Uzunca bir zamandır varlığı artarak devam eden Müslüman düşmanlığı ve İslamofobi; siyasi partilerin sürece dâhil olması ve üyelerinin kışkırtıcı eylemleri sebebiyle boyut değiştirerek sistematik bir hal almıştır. Bu durumların bir an önce engellenmesi için hukukun üstünlüğüne inanan, din ve vicdan hürriyetini temel hak olarak tanıyan bütün ülkeleri Hindistan’la ilişkilerini gözden geçirmeye bu zulümlerin durdurulması için Hindistan Hükümeti üzerinde baskı kurmaya davet ediyoruz.
Hindistan’da yaşayan 300 milyonluk Müslüman nüfusun varlığına karşı, Hindistan iktidar Partisinin -her ne kadar açıklamaları nedeniyle bu iki yetkiliyi partiden uzaklaştırmış olmaya zorlasalar da - üyelerinin çoğunun bu iki kişiyi desteklemesi ve ülkede başlayan Müslüman karşıtlığı eylemlerinde aktif olmaları toplumsal barış için en büyük tehdittir.

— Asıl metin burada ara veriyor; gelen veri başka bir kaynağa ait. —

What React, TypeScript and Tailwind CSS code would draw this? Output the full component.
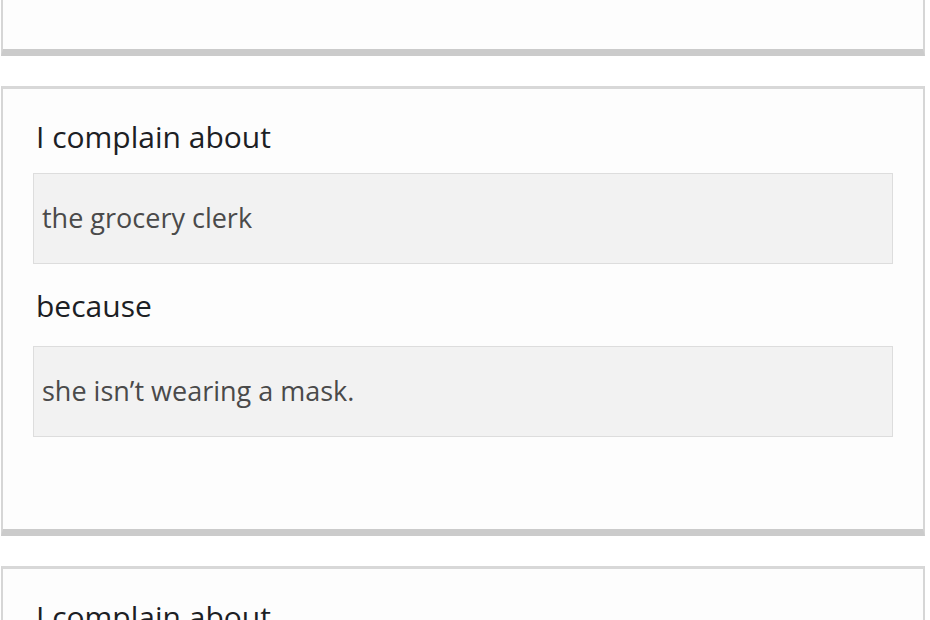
import React from "react";

type Complaint = {
  who: string;
  why: string;
};

const complaints: Complaint[] = [
  { who: "the grocery clerk", why: "she isn\u2019t wearing a mask." },
  { who: "the bus driver", why: "he never waits for me." },
];

const Field = ({ value }: { value: string }) => (
  <div className="h-[91px] flex items-center border border-[#dddddd] bg-[#f2f2f2] px-[8px] text-[27px] text-[#4a4a4a]">
    {value}
  </div>
);

const Card = ({ c }: { c: Complaint }) => (
  <div className="mt-[30px] bg-[#fdfdfd] border-x-2 border-t-[3px] border-b-[7px] border-x-[#d6d6d6] border-t-[#d8d8d8] border-b-[#cbcbcb] px-[30px] pt-[30px] pb-[92px]">
    <p className="pl-[3px] text-[30px] leading-[36px] text-[#1c2024]">I complain about</p>
    <div className="mt-[18px]">
      <Field value={c.who} />
    </div>
    <p className="pl-[3px] mt-[24px] text-[30px] leading-[36px] text-[#1c2024]">because</p>
    <div className="mt-[22px]">
      <Field value={c.why} />
    </div>
  </div>
);

const App = () => {
  return (
    <div
      className="h-[620px] overflow-hidden bg-white pl-[1px] pr-[5px]"
      style={{ fontFamily: '"Open Sans", "Liberation Sans", sans-serif' }}
    >
      {/* previous card, scrolled mostly out of view */}
      <div className="h-[56px] bg-[#fdfdfd] border-x-2 border-b-[7px] border-x-[#d6d6d6] border-b-[#cbcbcb]" />
      {complaints.map((c, i) => (
        <Card key={i} c={c} />
      ))}
    </div>
  );
};

export default App;
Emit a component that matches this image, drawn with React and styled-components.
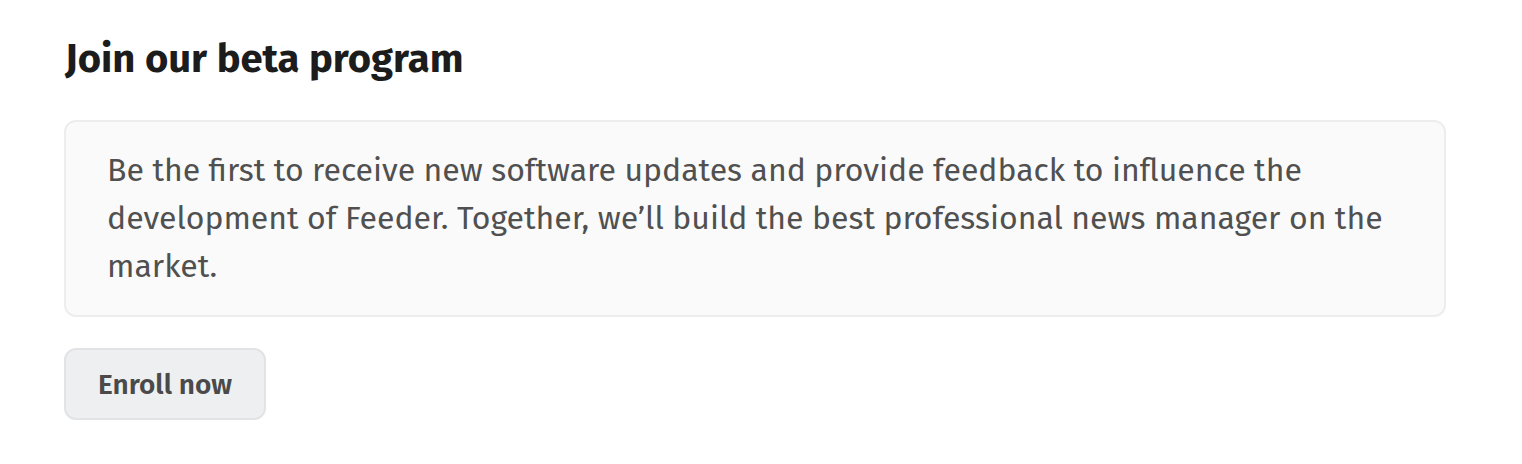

Ayrıca Hint medyası da İslam'a ve Müslümanlara karşı nefret dolu içerikler yayınlamaya devam etmektedir. Medya yoluyla üretilen İslamofik içerik belli çevrelerin saldırgan eğilimlerini besleyen, öfke ve şiddeti kamçılayan bir propagandaya dönüşmüş durumdadır. Medya’da artan ve adeta bir etki ajanlığına dönen bu süreç telafisi imkânsız bir iç çatışmanın tahrikinden başka hiçbir fayda getirmeyecektir.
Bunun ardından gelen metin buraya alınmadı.